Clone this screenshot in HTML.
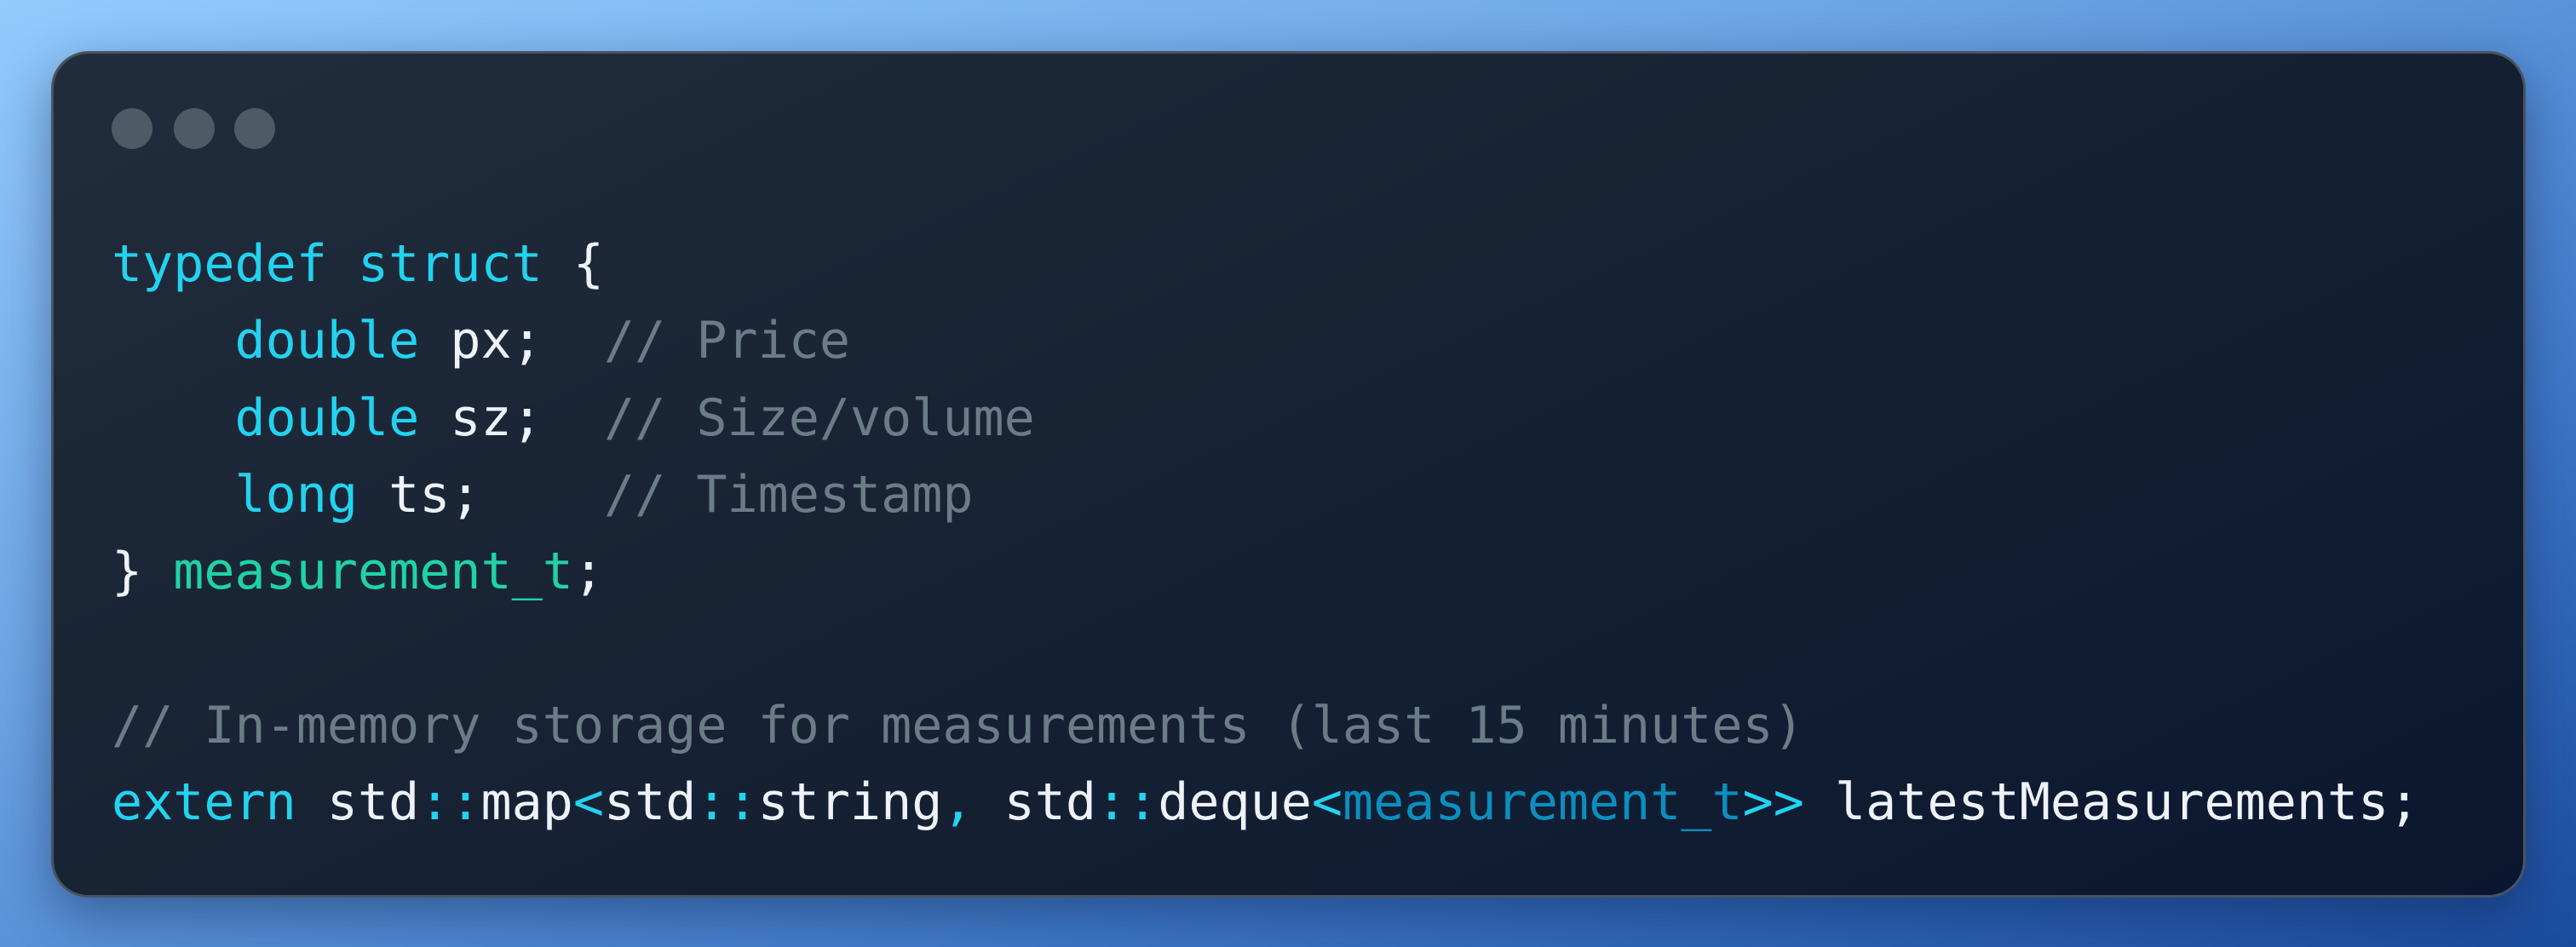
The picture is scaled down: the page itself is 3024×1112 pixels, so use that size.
<!DOCTYPE html>
<html><head><meta charset="utf-8"><style>
html,body{margin:0;padding:0}
body{width:3024px;height:1112px;overflow:hidden;background:linear-gradient(160deg,#93cbfd 0%,#6fa6e6 35%,#3f78c8 70%,#1b4c9e 100%);position:relative}
.win{position:absolute;left:60px;top:60px;width:2899px;height:988px;border-radius:44px;border:3px solid #4a5360;background:linear-gradient(155deg,#212d3c 0%,#162233 50%,#0b1730 100%);box-shadow:0 20px 60px rgba(10,30,70,.45)}
.dot{position:absolute;top:64px;width:48px;height:48px;border-radius:50%;background:#4e5a66}
pre{position:absolute;left:68px;top:202px;margin:0;font-family:"DejaVu Sans Mono","Liberation Mono",monospace;font-size:60px;line-height:90.3px;color:#eef3fa}
.k{color:#22d3f0}.c{color:#6b7c88}.g{color:#1fd3a6}.b{color:#0a8fbf}
</style></head><body>
<div class="win">
<div class="dot" style="left:68px"></div><div class="dot" style="left:141px"></div><div class="dot" style="left:212px"></div>
<pre><span class="k">typedef</span> <span class="k">struct</span> {
    <span class="k">double</span> px;  <span class="c">// Price</span>
    <span class="k">double</span> sz;  <span class="c">// Size/volume</span>
    <span class="k">long</span> ts;    <span class="c">// Timestamp</span>
} <span class="g">measurement_t</span>;

<span class="c">// In-memory storage for measurements (last 15 minutes)</span>
<span class="k">extern</span> std<span class="k">::</span>map<span class="k">&lt;</span>std<span class="k">::</span>string<span class="k">,</span> std<span class="k">::</span>deque<span class="k">&lt;</span><span class="b">measurement_t</span><span class="k">&gt;&gt;</span> latestMeasurements;</pre>
</div>
</body></html>
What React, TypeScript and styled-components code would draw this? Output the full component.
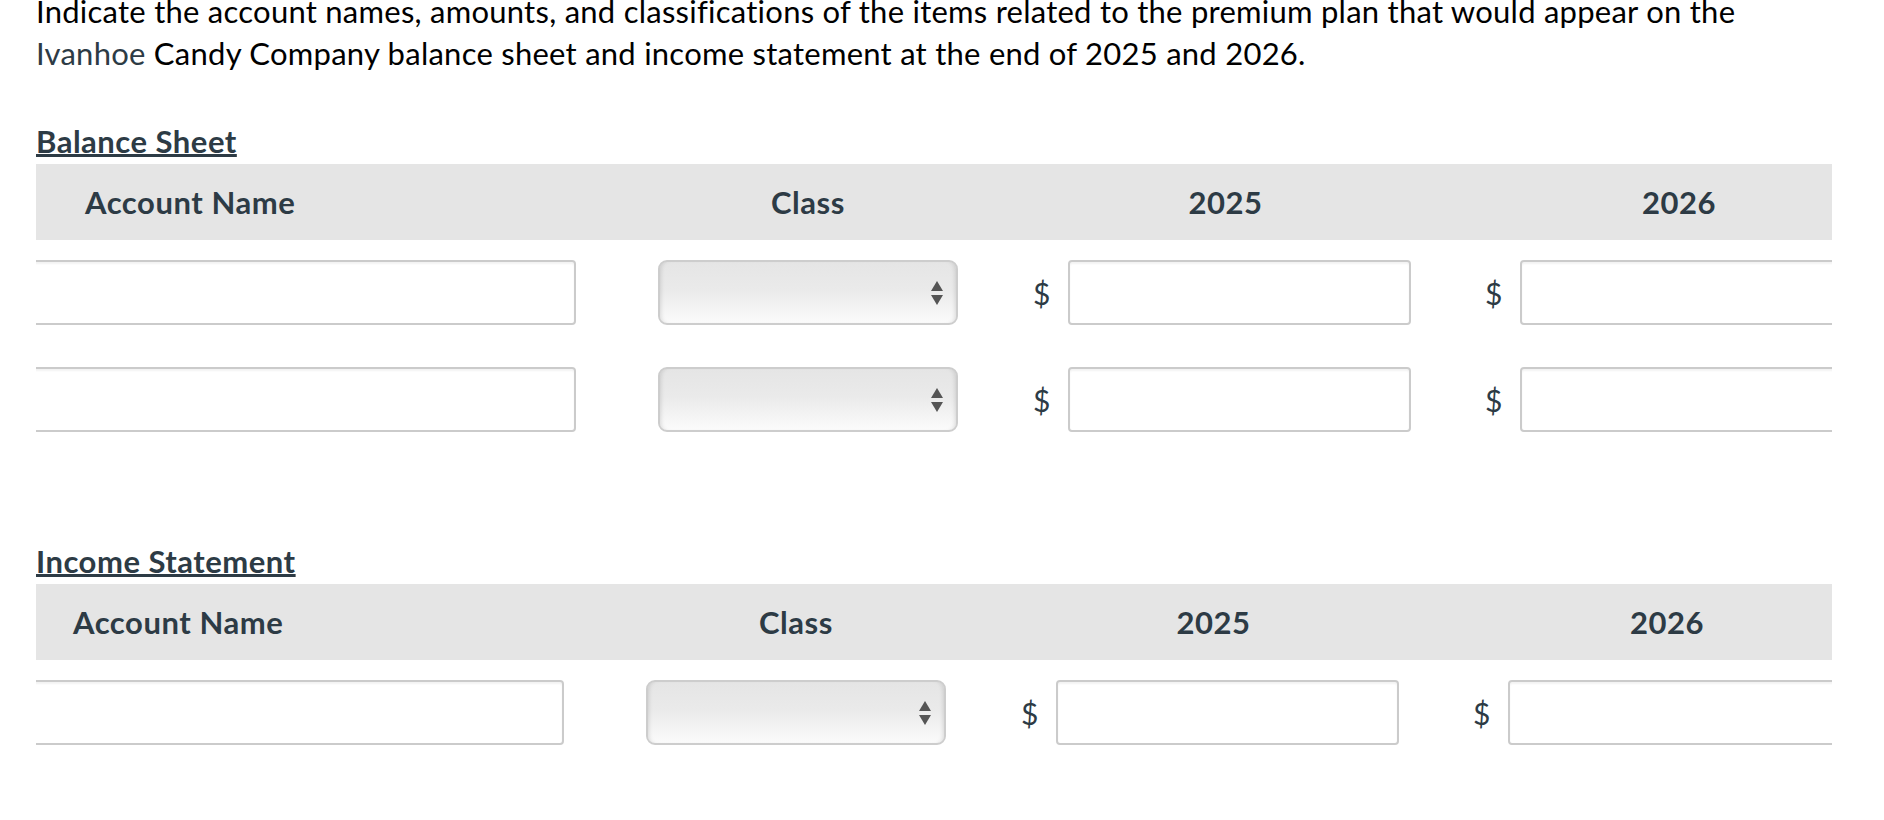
import React from 'react'
import styled, { createGlobalStyle, css } from 'styled-components'

const GlobalStyle = createGlobalStyle`
  html, body {
    margin: 0;
    padding: 0;
    background: #fff;
  }
  body {
    font-family: Lato, "Open Sans", "Liberation Sans", sans-serif;
    color: #000;
  }
`

const slate = '#2d3b45'

const Page = styled.div`
  height: 820px;
  padding: 0 52px 0 36px;
  overflow: hidden;
`

const Prompt = styled.p`
  margin: -10px 0 0;
  font-size: 31px;
  line-height: 42px;
  letter-spacing: 0.25px;
  color: #000;
`

const Company = styled.span`
  color: ${slate};
`

const Section = styled.section<{ $top: number }>`
  margin-top: ${({ $top }) => $top}px;
`

const SectionTitle = styled.h2`
  margin: 0 0 5px;
  font-size: 31px;
  font-weight: 700;
  line-height: 36px;
  letter-spacing: 0.5px;
  color: ${slate};
  text-decoration: underline;
  text-decoration-thickness: 3px;
  text-underline-offset: 1px;
`

const Clip = styled.div`
  overflow: hidden;
`

const Inner = styled.div<{ $shift: number }>`
  width: 1860px;
  margin-left: -${({ $shift }) => $shift}px;
`

const columns = css`
  display: grid;
  grid-template-columns: 600px 364px 482px 414px;
`

const HeadRow = styled.div`
  ${columns};
  height: 76px;
  background: #e5e5e5;
`

const HeadCell = styled.div<{ $align: 'left' | 'center'; $padL?: number; $padR?: number }>`
  display: flex;
  align-items: center;
  justify-content: ${({ $align }) => ($align === 'left' ? 'flex-start' : 'center')};
  padding-left: ${({ $padL }) => $padL || 0}px;
  padding-right: ${({ $padR }) => $padR || 0}px;
  font-size: 31px;
  font-weight: 700;
  letter-spacing: 0.55px;
  color: ${slate};
`

const Body = styled.div`
  display: flex;
  flex-direction: column;
  gap: 42px;
  padding-top: 20px;
`

const Row = styled.div`
  ${columns};
  height: 65px;
`

const Cell = styled.div<{ $pad: number }>`
  display: flex;
  align-items: center;
  padding-left: ${({ $pad }) => $pad}px;
`

const TextInput = styled.input<{ $w: number }>`
  box-sizing: border-box;
  width: ${({ $w }) => $w}px;
  height: 65px;
  margin: 0;
  padding: 0 12px;
  border: 2px solid #cbcbcb;
  border-radius: 4px;
  background: #fff;
  box-shadow: inset 0 2px 2px rgba(0, 0, 0, 0.05);
  font: inherit;
  font-size: 28px;
  outline: none;
`

const SelectWrap = styled.div`
  position: relative;
  width: 300px;
  height: 65px;
`

const Select = styled.select`
  appearance: none;
  box-sizing: border-box;
  width: 100%;
  height: 100%;
  margin: 0;
  border: 2px solid #cdcdcd;
  border-radius: 9px;
  background: linear-gradient(to bottom, #e5e5e5 0%, #eaeaea 45%, #fbfbfb 100%);
  box-shadow: inset 4px 0 4px -3px rgba(0, 0, 0, 0.12),
    inset -4px 0 4px -3px rgba(0, 0, 0, 0.12);
  outline: none;
`

const Arrows = styled.svg`
  position: absolute;
  right: 15px;
  top: 50%;
  transform: translateY(-50%);
  pointer-events: none;
`

const Dollar = styled.span`
  width: 35px;
  font-size: 30px;
  line-height: 1;
  color: ${slate};
`

const SelectArrows = () => (
  <Arrows width="12" height="24" viewBox="0 0 12 24">
    <polygon points="0,10 6,0 12,10" fill="#555" />
    <polygon points="0,14 12,14 6,24" fill="#555" />
  </Arrows>
)

const EntryRow: React.FC = () => (
  <Row>
    <Cell $pad={0}>
      <TextInput type="text" $w={550} />
    </Cell>
    <Cell $pad={32}>
      <SelectWrap>
        <Select defaultValue="">
          <option value="" />
        </Select>
        <SelectArrows />
      </SelectWrap>
    </Cell>
    <Cell $pad={43}>
      <Dollar>$</Dollar>
      <TextInput type="text" $w={343} />
    </Cell>
    <Cell $pad={13}>
      <Dollar>$</Dollar>
      <TextInput type="text" $w={343} />
    </Cell>
  </Row>
)

type StatementProps = {
  title: string
  rows: number
  shift: number
  top: number
}

const Statement: React.FC<StatementProps> = ({ title, rows, shift, top }) => (
  <Section $top={top}>
    <SectionTitle>{title}</SectionTitle>
    <Clip>
      <Inner $shift={shift}>
        <HeadRow>
          <HeadCell $align="left" $padL={59}>Account Name</HeadCell>
          <HeadCell $align="center">Class</HeadCell>
          <HeadCell $align="center" $padR={11}>2025</HeadCell>
          <HeadCell $align="center">2026</HeadCell>
        </HeadRow>
        <Body>
          {Array.from({ length: rows }).map((_, i) => (
            <EntryRow key={i} />
          ))}
        </Body>
      </Inner>
    </Clip>
  </Section>
)

const App: React.FC = () => (
  <>
    <GlobalStyle />
    <Page>
      <Prompt>
        Indicate the account names, amounts, and classifications of the items related to the premium plan that would appear on the
        <br />
        <Company>Ivanhoe</Company> Candy Company balance sheet and income statement at the end of 2025 and 2026.
      </Prompt>
      <Statement title="Balance Sheet" rows={2} shift={10} top={49} />
      <Statement title="Income Statement" rows={1} shift={22} top={111} />
    </Page>
  </>
)

export default App
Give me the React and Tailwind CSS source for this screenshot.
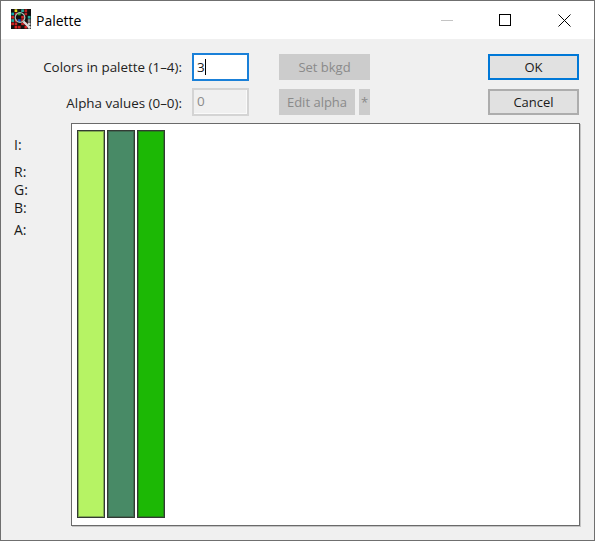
const font = { fontFamily: '"Open Sans", "Noto Sans", sans-serif' };

const ICON = [
  '#111', '#e8e020', '#1a1a1a', '#2a9', '#b22', '#111',
  '#1aa', '#b22', '#3a3', '#111', '#b22', '#111',
  '#c22', '#111', '#111', '#c22', '#111', '#2a9',
  '#2a9', '#c22', '#15c', '#c22', '#111', '#888',
  '#c22', '#c22', '#111', '#c22', '#c22', '#ccc',
  '#111', '#d22', '#c22', '#111', '#d22', '#eee',
];

function AppIcon() {
  return (
    <svg width="20" height="20" viewBox="0 0 20 20" className="shrink-0 -mt-[2px]">
      <rect width="20" height="20" fill="#101010" />
      {ICON.map((c, i) => (
        <rect key={i} x={(i % 6) * 3.3 + 0.3} y={Math.floor(i / 6) * 3.3 + 0.3} width="2.7" height="2.7" fill={c} />
      ))}
      <circle cx="9" cy="8.5" r="4.8" fill="none" stroke="#9fc0b8" strokeWidth="1.3" />
      <path d="M12.5 12.5l6.5 6.5" stroke="#dcdcdc" strokeWidth="2.2" />
    </svg>
  );
}

function Swatch({ className }) {
  return <div className={`w-7 h-full border border-[#333a33] shadow-[inset_0_0_0_1px_rgba(50,60,50,0.4)] ${className}`} />;
}

function DisabledButton({ className, children }) {
  return (
    <div className={`h-[26px] pt-[2px] bg-[#cccccc] text-[#8a8a8a] flex items-center justify-center text-[13px] ${className}`}>
      {children}
    </div>
  );
}

export default function App() {
  return (
    <div style={font} className="w-[595px] h-[541px] border border-[#6f6f6f] bg-[#f0f0f0] flex flex-col text-[#1a1a1a] overflow-hidden">
      <div className="h-[38px] bg-white flex items-center pl-[10px] shrink-0">
        <AppIcon />
        <span className="ml-[5px] text-[14px] text-black">Palette</span>
        <div className="ml-auto flex items-center">
          <div className="w-[46px] flex justify-center"><svg width="12" height="12"><path d="M0 6.5h12" stroke="#c4c4c4" /></svg></div>
          <div className="w-[46px] flex justify-center ml-[12px]"><svg width="12" height="12"><rect x="0.5" y="0.5" width="11" height="11" fill="none" stroke="#000" /></svg></div>
          <div className="w-[46px] flex justify-center ml-[13px] mr-[7px]"><svg width="13" height="13"><path d="M0.5 0.5l12 12M12.5 0.5l-12 12" stroke="#000" /></svg></div>
        </div>
      </div>

      <div className="flex-1 flex flex-col">
        <div className="flex pt-[14px] h-[84px] shrink-0">
          <div className="w-[181px] flex flex-col items-end gap-[15px] pt-[4px] text-[13.4px]">
            <span className="leading-[21px] text-[#222]">Colors in palette (1–4):</span>
            <span className="leading-[21px] text-[#222]">Alpha values (0–0):</span>
          </div>
          <div className="ml-[10px] w-[57px] flex flex-col gap-[7px]">
            <div className="h-[28px] border-2 border-[#1a80d8] bg-white pl-[3px] text-[13.5px] leading-[24px]">
              3<span className="inline-block w-px h-[16px] bg-black align-[-3px]" />
            </div>
            <div className="h-[28px] border-2 border-[#d4d4d4] bg-[#f0f0f0] shadow-[inset_-1px_-1px_0_#fafafa] pl-[3px] text-[13.5px] leading-[22px] text-[#8c8c8c]">0</div>
          </div>
          <div className="ml-[30px] w-[92px] flex flex-col gap-[9px] pt-px">
            <DisabledButton className="w-[91px]">Set bkgd</DisabledButton>
            <div className="flex gap-[4px]">
              <DisabledButton className="w-[76px]">Edit alpha</DisabledButton>
              <DisabledButton className="w-[11px]">*</DisabledButton>
            </div>
          </div>
          <div className="ml-[117px] flex flex-col gap-[9px] pt-px">
            <div className="w-[91px] h-[26px] pt-px border-2 border-[#0078d7] bg-[#e1e1e1] flex items-center justify-center text-[13px]">OK</div>
            <div className="w-[91px] h-[26px] pt-px border-2 border-[#adadad] bg-[#e1e1e1] flex items-center justify-center text-[13px]">Cancel</div>
          </div>
        </div>

        <div className="flex h-[403px] shrink-0">
          <div className="w-[70px] pl-[13px] pt-[13px] text-[14px] flex flex-col">
            <span className="leading-[18px]">I:</span>
            <span className="leading-[18px] mt-[9px]">R:</span>
            <span className="leading-[18px]">G:</span>
            <span className="leading-[18px]">B:</span>
            <span className="leading-[18px] mt-[4px]">A:</span>
          </div>
          <div className="w-[509px] h-full bg-white border border-[#6a6a6a] shadow-[1px_1px_0_#c4c4c4] flex gap-[2px] pl-[5px] pt-[6px] pb-[7px] shrink-0">
            <Swatch className="bg-[#b6f364]" />
            <Swatch className="bg-[#488a66]" />
            <Swatch className="bg-[#1cb805]" />
          </div>
        </div>
      </div>
    </div>
  );
}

Exercise brief:
Scan the listing above for the word "components" and copy every line that holds it.

Answer for this exercise:
What React, TypeScript and styled-components code would draw this? Output the full component.
import styled, { createGlobalStyle, css } from 'styled-components'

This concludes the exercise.